Da principio puo’ apparire che il Romanticismo, predicando il ritorno alla tradizione od esaltando il sentimento, in netta antitesi al razionalismo illuministico, sia alleato della Restaurazione. Ma si vede che la rievocazione della storia, l’esaltazione delle tradizioni nazionali, il richiamo alla coscienza popolare rappresentano l’alimento del patriottismo. Fare appello, come i romantici, al sentimento individuale, alla libera espressione del cuore e della fantasia, in antitesi alle regole del classicismo, significa alimentare la battaglia per la libertà contro lo spirito autoritario della Restaurazione.
Romantico diviene sinonimo ovunque di liberale e patriota.
In ogni paese, le università con i loro studenti e docenti costituiscono altrettanti focolai di agitazione liberale e di cospirazioni.
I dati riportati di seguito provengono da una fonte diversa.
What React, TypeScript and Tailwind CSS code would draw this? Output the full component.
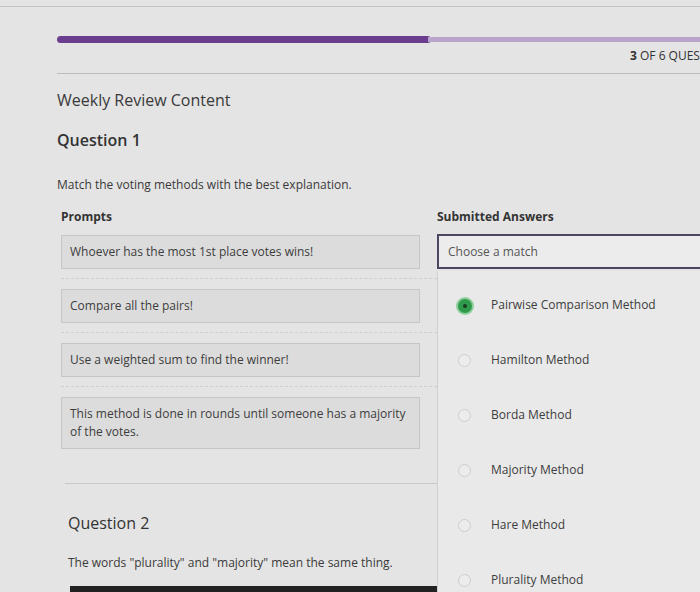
import React from 'react';

const prompts = [
  'Whoever has the most 1st place votes wins!',
  'Compare all the pairs!',
  'Use a weighted sum to find the winner!',
  'This method is done in rounds until someone has a majority of the votes.',
];

const options = [
  'Pairwise Comparison Method',
  'Hamilton Method',
  'Borda Method',
  'Majority Method',
  'Hare Method',
  'Plurality Method',
];

function Radio({ checked }: { checked: boolean }) {
  if (checked) {
    return (
      <span className="flex h-[14px] w-[14px] items-center justify-center rounded-full bg-[#2f9a4a] shadow-[0_0_0_2px_#8fcf9e]">
        <span className="h-[4px] w-[4px] rounded-full bg-[#1c3a22]" />
      </span>
    );
  }
  return <span className="h-[13px] w-[13px] rounded-full border border-[#cdcdcd] bg-[#ececec]" />;
}

export default function App() {
  return (
    <div
      className="relative h-[592px] w-[700px] overflow-hidden bg-[#e4e4e4] text-[#3a3a3a]"
      style={{ fontFamily: '"Open Sans", "Noto Sans", sans-serif' }}
    >
      <div className="mt-[6px] h-px w-full bg-[#c4c4c4]" />
      <div className="pl-[57px]">
        {/* progress */}
        <div className="mt-[29px] flex h-[7px] w-full">
          <div className="h-full w-[374px] rounded-l-full rounded-r-full bg-[#6a3d8e]" />
          <div className="-ml-[3px] h-[5px] flex-1 self-center bg-[#b9a5c9]" />
        </div>
        <div className="mt-[5px] flex justify-end whitespace-nowrap text-[12px] leading-[16px] text-[#333]">
          <span className="-mr-[12px] w-[82px] overflow-hidden">
            <b>3</b> OF 6 QUES
          </span>
        </div>
        <div className="mt-[9px] h-px w-full bg-[#bdbdbd]" />

        <h1 className="mt-[14px] text-[16px] leading-[24px] text-[#3a3a3a]">Weekly Review Content</h1>
        <h2 className="mt-[16px] text-[16px] font-semibold leading-[24px] text-[#333]">Question 1</h2>
        <p className="mt-[24px] text-[12px] leading-[18px] text-[#3a3a3a]">
          Match the voting methods with the best explanation.
        </p>

        <div className="mt-[14px] flex">
          {/* left column */}
          <div className="w-[380px] pl-[4px]">
            <div className="text-[12px] font-bold leading-[18px] text-[#333]">Prompts</div>
            <div className="mt-[9px] flex flex-col">
              {prompts.map((p, i) => (
                <div
                  key={p}
                  className={i < prompts.length - 1 ? 'mb-[10px] border-b border-dashed border-[#cfcfcf] pb-[9px]' : ''}
                >
                  <div className="mr-[17px] border border-[#c6c6c6] bg-[#dcdcdc] px-[8px] py-[7px] text-[12px] leading-[18px] text-[#3d3d3d]">
                    {p}
                  </div>
                </div>
              ))}
            </div>
            <div className="mt-[34px] ml-[4px] h-px bg-[#c8c8c8]" />
            <h2 className="mt-[28px] ml-[7px] text-[16px] font-medium leading-[22px] text-[#333]">Question 2</h2>
            <p className="mt-[20px] ml-[7px] text-[12px] leading-[18px] text-[#3a3a3a]">
              The words "plurality" and "majority" mean the same thing.
            </p>
            <div className="mt-[14px] ml-[9px] h-[6px] bg-[#222]" />
          </div>

          {/* right column */}
          <div className="relative flex-1">
            <div className="text-[12px] font-bold leading-[18px] text-[#333]">Submitted Answers</div>
            <div className="mt-[8px] flex h-[35px] items-center border-2 border-r-0 border-[#4e4660] bg-[#ececec] px-[9px] text-[12px] text-[#555]">
              Choose a match
            </div>
            <div className="absolute left-0 right-0 top-[63px] h-[400px] border-l border-[#d0d0d0] bg-[#e9e9e9]">
              <ul className="pt-[25px]">
                {options.map((o, i) => (
                  <li key={o} className="flex h-[55px] items-start">
                    <span className="flex w-[53px] justify-center pt-[3px]">
                      <Radio checked={i === 0} />
                    </span>
                    <span className="text-[12px] leading-[18px] text-[#3d3d3d]">{o}</span>
                  </li>
                ))}
              </ul>
            </div>
          </div>
        </div>
      </div>
    </div>
  );
}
Il poeta, il dotto, il musicista [Vincenzo Bellini (1801-1835), Giuseppe Verdi (1813-1901)] si sentono investiti di una specie di missione morale e, come tali, non ascoltati dai loro contemporanei.
Come l’idea liberale e l’idea nazionale, ai primi del secolo XIX, coincidono al punto da rendere sinonimi i termini “liberale” e “patriota”, così le vittorie e le sconfitte dell’idea liberale o del principio di nazionalità, in un qualsivoglia paese europeo, vengono sentite, dai liberali e dai patrioti di ogni altro paese, come vittorie o sconfitte di una causa comune.
La lotta contro l’assolutismo in nome del liberalismo costituzionale si identifica, nella coscienza generale, con la lotta per l’unità e l’indipendenza dei vari popoli smembrati e/o asserviti dalle idee guida del Congresso di Vienna.